The Mazda RX-4 (called the Luce Rotary in Japan) is an automobile sold in the 1970s. It was a larger car than its rotary-powered contemporaries, the Capella-based RX-2 and Grand Familia-based RX-3. It shared the Luce chassis, replacing the R130 in October 1972, and was produced through October 1977. Its predecessor (the R130) and replacement (the rotary Luce Legato) were not sold in the United States. Mazda marketed the RX-4 as being sporty and luxurious "personal luxury car" with the RX-4 having the best of both worlds. This gave Mazda a well needed boost in the popularity of the Wankel engine unique to Mazda. In Japan, the rotary-engined variants offered an advantage with regards to the annual road tax bill in that Japanese drivers paid less than the in-line engine equalivents, while receiving more performance from the rotary engine.

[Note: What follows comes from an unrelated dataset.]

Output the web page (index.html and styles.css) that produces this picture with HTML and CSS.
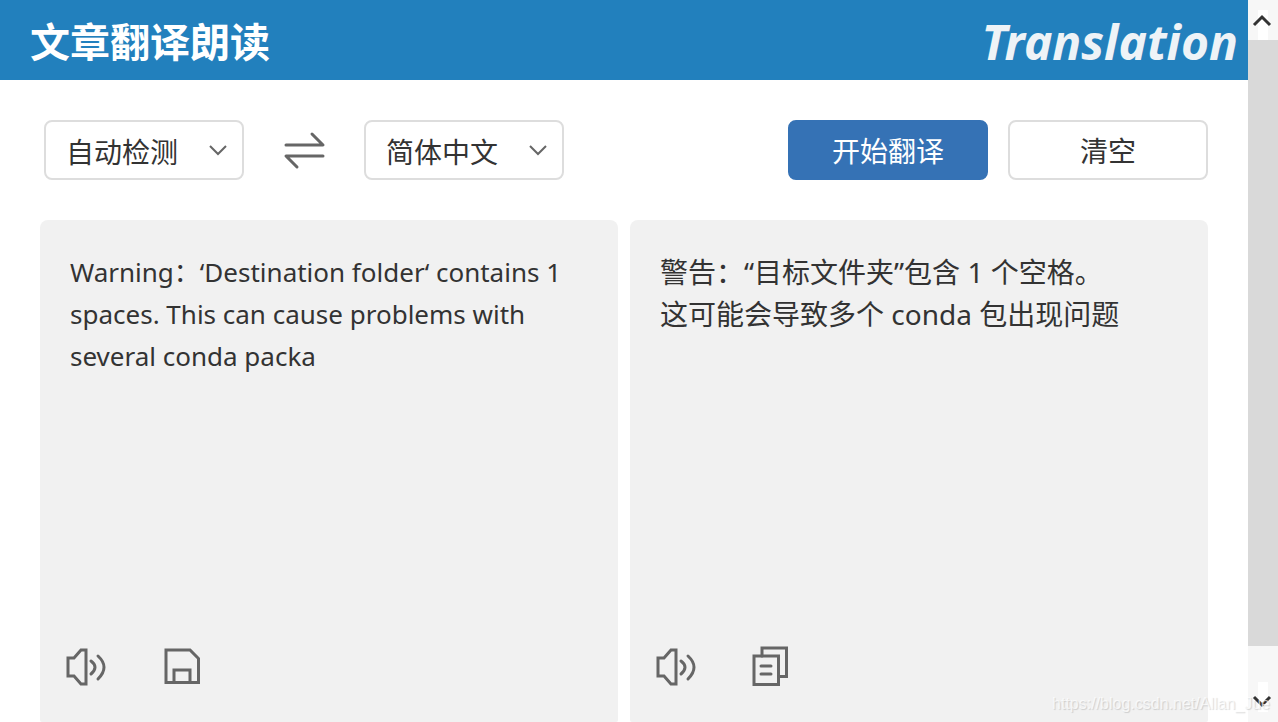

The RX-4 was initially available as a hardtop coupé and sedan, with a station wagon launched in 1973 to replace the Savanna Wagon. Under the hood at first was a 97 kW (130 hp) 12A engine, but this was replaced by the larger 13B in 1974 producing 93 kW (125 hp), for export. This engine was Mazda's new "AP" (for "anti-pollution") version, with much-improved emissions and fuel economy, but somewhat worse cold-starting behavior. In South Africa it was produced until 1979, all years only with the AP engine.

Mazda Luce estate (wagon) series LA2

The car used an strut-type independent suspension in front with a live axle in the rear. Brakes were discs in front and drums in the rear. Curb weight was low at 1,188 kg (2,620 lb) and the wheelbase fairly short at 2,515 mm (99 in). The body was freshened in 1976.

United States

For the United States market, the RX-4 was sold from 1974 through 1978, when the RX-7 debuted. The 13B produced 82 kW (110 hp) and 159 N·m (117 lb·ft) in United States emissions form. Base pricing was $4295, with the automatic transmission ($270) and air conditioning ($395) the only expensive options.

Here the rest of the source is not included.